Papież Franciszek potępił atak na synagogę w Pittsburghu w Stanach Zjednoczonych, w którym zginęło 11 osób. "Wszyscy jesteśmy zranieni przez ten nieludzki akt przemocy" - podkreślił papież zwracając się do wiernych podczas spotkania na modlitwie Anioł Pański. Atak potępiła także ambasador USA w Polsce Georgette Mosbacher.
Wyrażam bliskość z miastem Pittsburgh w Stanach Zjednoczonych, a zwłaszcza ze społecznością żydowską, dotkniętą wczoraj straszliwym zamachem na synagogę - powiedział Franciszek w przemówieniu wygłoszonym w południe do 25 tysięcy wiernych zgromadzonych na placu Świętego Piotra. Niech Najwyższy przyjmie zmarłych w pokoju, pocieszy ich rodziny i wspiera rannych - dodał papież.
Wszyscy tak naprawdę jesteśmy zranieni przez ten nieludzki akt przemocy.
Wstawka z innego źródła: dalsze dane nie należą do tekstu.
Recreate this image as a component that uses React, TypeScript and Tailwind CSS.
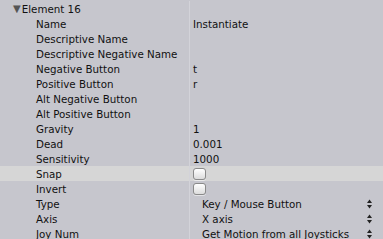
import React from 'react';

type Row = { label: string; value?: string; kind?: 'text' | 'check' | 'select'; highlight?: boolean };

const ROWS: Row[] = [
  { label: 'Name', value: 'Instantiate' },
  { label: 'Descriptive Name' },
  { label: 'Descriptive Negative Name' },
  { label: 'Negative Button', value: 't' },
  { label: 'Positive Button', value: 'r' },
  { label: 'Alt Negative Button' },
  { label: 'Alt Positive Button' },
  { label: 'Gravity', value: '1' },
  { label: 'Dead', value: '0.001' },
  { label: 'Sensitivity', value: '1000' },
  { label: 'Snap', kind: 'check', highlight: true },
  { label: 'Invert', kind: 'check' },
  { label: 'Type', value: 'Key / Mouse Button', kind: 'select' },
  { label: 'Axis', value: 'X axis', kind: 'select' },
  { label: 'Joy Num', value: 'Get Motion from all Joysticks', kind: 'select' },
];

function Checkbox() {
  return (
    <span className="block w-[13px] h-[12px] rounded-[3px] border border-[#8a8a8a] bg-gradient-to-b from-[#ffffff] to-[#dcdcdc] shadow-[0_1px_0_rgba(255,255,255,0.5)]" />
  );
}

function Stepper() {
  return (
    <svg width="5" height="10" viewBox="0 0 5 10" className="text-[#222]">
      <path d="M2.5 0.5 L5 4 L0 4 Z" fill="currentColor" />
      <path d="M0 6 L5 6 L2.5 9.5 Z" fill="currentColor" />
    </svg>
  );
}

export default function App() {
  return (
    <div className="w-[383px] h-[239px] overflow-hidden bg-[#c6c6cd] text-[10.3px] leading-none text-[#111] pt-[1px]" style={{ fontFamily: '"DejaVu Sans", "Liberation Sans", sans-serif' }}>
      <div className="flex h-[15px]">
        <div className="w-[189px] flex items-center pl-[13px] pt-[1px]">
          <span className="text-[#555] text-[10px] mr-[1px]">▼</span>
          <span>Element 16</span>
        </div>
        <div className="flex-1 border-l border-[#d3d3d9]" />
      </div>
      {ROWS.map((r) => (
        <div key={r.label} className={`flex h-[15px] ${r.highlight ? 'bg-[#d6d6d6]' : ''}`}>
          <div className="w-[189px] flex items-center pl-[36px] pt-[1px]">{r.label}</div>
          <div className="flex-1 border-l border-[#d3d3d9] flex items-center pl-[3px] pr-[11px]">
            {r.kind === 'check' ? (
              <Checkbox />
            ) : r.kind === 'select' ? (
              <div className="flex-1 flex items-center justify-between pl-[9px] pt-[1px]">
                <span>{r.value}</span>
                <Stepper />
              </div>
            ) : (
              <span className="pt-[1px]">{r.value}</span>
            )}
          </div>
        </div>
      ))}
    </div>
  );
}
Niech Pan pomoże nam ugasić ogniska nienawiści, które rozwijają się w naszych społeczeństwach, umocnić sens człowieczeństwa, szacunek do życia, wartości moralne i obywatelskie oraz świętą bojaźń przed Bogiem, który jest miłością i ojcem wszystkich - zaznaczył Franciszek.
My, Amerykanie, potępiamy antysemicki atak na synagogę w Pittsburghu i wszelkie nienawistne ataki z pobudek religijnych czy etnicznych - napisała na Twitterze ambasador USA w Polsce Georgette Mosbacher.